The request | Your task is to output the listing word for word, with pictures excluded.

++++++++

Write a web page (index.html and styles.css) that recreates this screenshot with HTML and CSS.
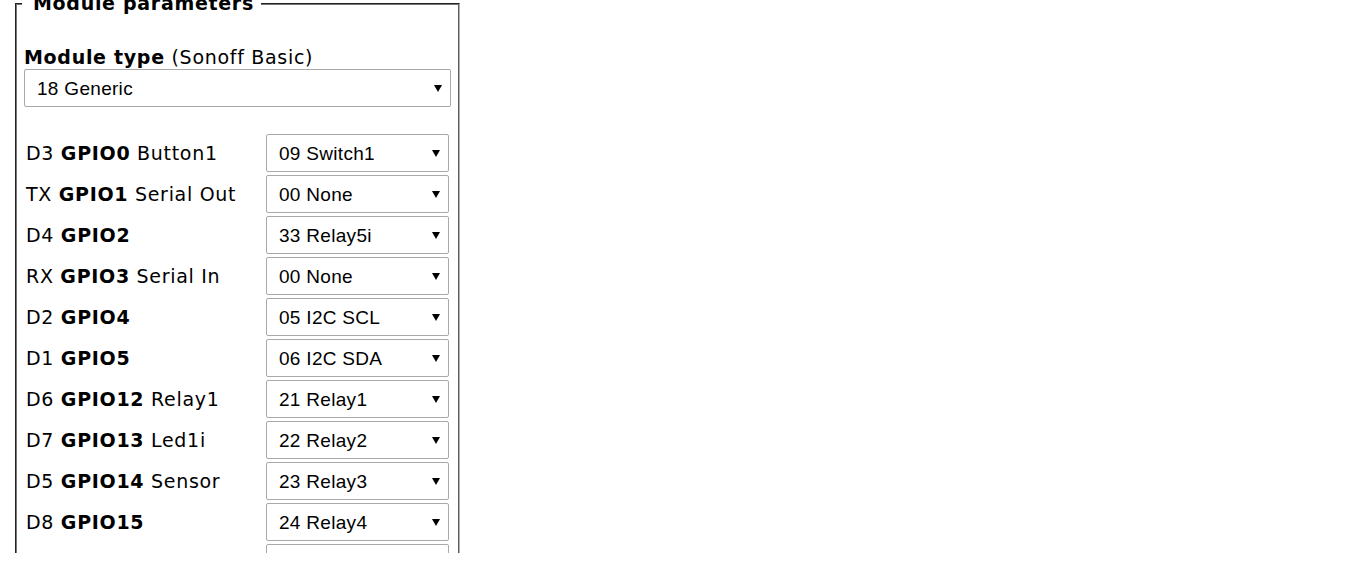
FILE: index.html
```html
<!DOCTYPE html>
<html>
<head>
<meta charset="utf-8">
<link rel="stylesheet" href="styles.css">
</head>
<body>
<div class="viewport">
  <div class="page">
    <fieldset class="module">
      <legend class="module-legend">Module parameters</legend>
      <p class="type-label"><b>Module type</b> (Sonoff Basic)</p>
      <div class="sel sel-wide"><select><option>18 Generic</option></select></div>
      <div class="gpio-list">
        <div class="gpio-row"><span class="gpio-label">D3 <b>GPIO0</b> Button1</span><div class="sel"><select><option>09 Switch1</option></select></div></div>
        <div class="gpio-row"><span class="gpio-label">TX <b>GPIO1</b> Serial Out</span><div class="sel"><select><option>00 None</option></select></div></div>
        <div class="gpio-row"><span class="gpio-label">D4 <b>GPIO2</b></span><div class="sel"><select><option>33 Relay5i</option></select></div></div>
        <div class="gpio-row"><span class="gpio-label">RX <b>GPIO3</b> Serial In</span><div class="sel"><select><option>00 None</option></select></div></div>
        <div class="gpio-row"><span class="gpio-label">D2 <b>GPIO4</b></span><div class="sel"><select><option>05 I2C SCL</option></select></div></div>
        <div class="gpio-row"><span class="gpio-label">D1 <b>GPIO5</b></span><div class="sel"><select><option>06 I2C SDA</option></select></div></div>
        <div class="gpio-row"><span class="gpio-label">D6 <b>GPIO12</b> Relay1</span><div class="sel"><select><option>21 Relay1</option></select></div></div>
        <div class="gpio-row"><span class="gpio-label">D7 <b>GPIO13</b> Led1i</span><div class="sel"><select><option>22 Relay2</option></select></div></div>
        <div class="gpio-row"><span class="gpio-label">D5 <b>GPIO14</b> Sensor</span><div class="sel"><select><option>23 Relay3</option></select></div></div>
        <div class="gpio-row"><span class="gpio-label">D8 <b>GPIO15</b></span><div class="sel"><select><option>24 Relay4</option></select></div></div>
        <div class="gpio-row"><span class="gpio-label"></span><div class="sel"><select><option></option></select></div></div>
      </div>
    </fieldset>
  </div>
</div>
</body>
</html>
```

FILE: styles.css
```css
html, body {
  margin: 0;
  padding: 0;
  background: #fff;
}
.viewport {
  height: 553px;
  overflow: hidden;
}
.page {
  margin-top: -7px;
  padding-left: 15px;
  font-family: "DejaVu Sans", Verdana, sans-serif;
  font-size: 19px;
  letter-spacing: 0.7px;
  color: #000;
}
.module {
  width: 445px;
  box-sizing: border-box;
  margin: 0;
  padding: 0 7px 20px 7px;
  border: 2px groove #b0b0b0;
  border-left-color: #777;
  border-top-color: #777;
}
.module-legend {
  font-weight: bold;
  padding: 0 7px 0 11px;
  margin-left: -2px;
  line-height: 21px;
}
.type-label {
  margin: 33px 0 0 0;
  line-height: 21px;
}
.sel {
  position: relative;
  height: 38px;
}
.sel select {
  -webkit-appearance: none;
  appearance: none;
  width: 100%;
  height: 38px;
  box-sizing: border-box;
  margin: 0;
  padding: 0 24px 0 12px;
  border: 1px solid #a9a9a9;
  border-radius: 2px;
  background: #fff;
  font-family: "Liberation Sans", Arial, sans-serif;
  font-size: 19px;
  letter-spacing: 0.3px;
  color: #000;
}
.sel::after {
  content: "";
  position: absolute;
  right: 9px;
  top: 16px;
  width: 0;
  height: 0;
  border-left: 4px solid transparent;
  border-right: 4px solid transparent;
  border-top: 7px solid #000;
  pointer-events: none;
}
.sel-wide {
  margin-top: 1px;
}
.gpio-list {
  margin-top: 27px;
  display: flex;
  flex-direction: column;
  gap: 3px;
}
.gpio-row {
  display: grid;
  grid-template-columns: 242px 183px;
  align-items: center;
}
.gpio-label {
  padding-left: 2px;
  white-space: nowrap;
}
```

++++++++

Written solution |
Write a web page (index.html and styles.css) that recreates this screenshot with HTML and CSS.
FILE: index.html
```html
<!DOCTYPE html>
<html>
<head>
<meta charset="utf-8">
<link rel="stylesheet" href="styles.css">
</head>
<body>
<div class="viewport">
  <div class="page">
    <fieldset class="module">
      <legend class="module-legend">Module parameters</legend>
      <p class="type-label"><b>Module type</b> (Sonoff Basic)</p>
      <div class="sel sel-wide"><select><option>18 Generic</option></select></div>
      <div class="gpio-list">
        <div class="gpio-row"><span class="gpio-label">D3 <b>GPIO0</b> Button1</span><div class="sel"><select><option>09 Switch1</option></select></div></div>
        <div class="gpio-row"><span class="gpio-label">TX <b>GPIO1</b> Serial Out</span><div class="sel"><select><option>00 None</option></select></div></div>
        <div class="gpio-row"><span class="gpio-label">D4 <b>GPIO2</b></span><div class="sel"><select><option>33 Relay5i</option></select></div></div>
        <div class="gpio-row"><span class="gpio-label">RX <b>GPIO3</b> Serial In</span><div class="sel"><select><option>00 None</option></select></div></div>
        <div class="gpio-row"><span class="gpio-label">D2 <b>GPIO4</b></span><div class="sel"><select><option>05 I2C SCL</option></select></div></div>
        <div class="gpio-row"><span class="gpio-label">D1 <b>GPIO5</b></span><div class="sel"><select><option>06 I2C SDA</option></select></div></div>
        <div class="gpio-row"><span class="gpio-label">D6 <b>GPIO12</b> Relay1</span><div class="sel"><select><option>21 Relay1</option></select></div></div>
        <div class="gpio-row"><span class="gpio-label">D7 <b>GPIO13</b> Led1i</span><div class="sel"><select><option>22 Relay2</option></select></div></div>
        <div class="gpio-row"><span class="gpio-label">D5 <b>GPIO14</b> Sensor</span><div class="sel"><select><option>23 Relay3</option></select></div></div>
        <div class="gpio-row"><span class="gpio-label">D8 <b>GPIO15</b></span><div class="sel"><select><option>24 Relay4</option></select></div></div>
        <div class="gpio-row"><span class="gpio-label"></span><div class="sel"><select><option></option></select></div></div>
      </div>
    </fieldset>
  </div>
</div>
</body>
</html>
```

FILE: styles.css
```css
html, body {
  margin: 0;
  padding: 0;
  background: #fff;
}
.viewport {
  height: 553px;
  overflow: hidden;
}
.page {
  margin-top: -7px;
  padding-left: 15px;
  font-family: "DejaVu Sans", Verdana, sans-serif;
  font-size: 19px;
  letter-spacing: 0.7px;
  color: #000;
}
.module {
  width: 445px;
  box-sizing: border-box;
  margin: 0;
  padding: 0 7px 20px 7px;
  border: 2px groove #b0b0b0;
  border-left-color: #777;
  border-top-color: #777;
}
.module-legend {
  font-weight: bold;
  padding: 0 7px 0 11px;
  margin-left: -2px;
  line-height: 21px;
}
.type-label {
  margin: 33px 0 0 0;
  line-height: 21px;
}
.sel {
  position: relative;
  height: 38px;
}
.sel select {
  -webkit-appearance: none;
  appearance: none;
  width: 100%;
  height: 38px;
  box-sizing: border-box;
  margin: 0;
  padding: 0 24px 0 12px;
  border: 1px solid #a9a9a9;
  border-radius: 2px;
  background: #fff;
  font-family: "Liberation Sans", Arial, sans-serif;
  font-size: 19px;
  letter-spacing: 0.3px;
  color: #000;
}
.sel::after {
  content: "";
  position: absolute;
  right: 9px;
  top: 16px;
  width: 0;
  height: 0;
  border-left: 4px solid transparent;
  border-right: 4px solid transparent;
  border-top: 7px solid #000;
  pointer-events: none;
}
.sel-wide {
  margin-top: 1px;
}
.gpio-list {
  margin-top: 27px;
  display: flex;
  flex-direction: column;
  gap: 3px;
}
.gpio-row {
  display: grid;
  grid-template-columns: 242px 183px;
  align-items: center;
}
.gpio-label {
  padding-left: 2px;
  white-space: nowrap;
}
```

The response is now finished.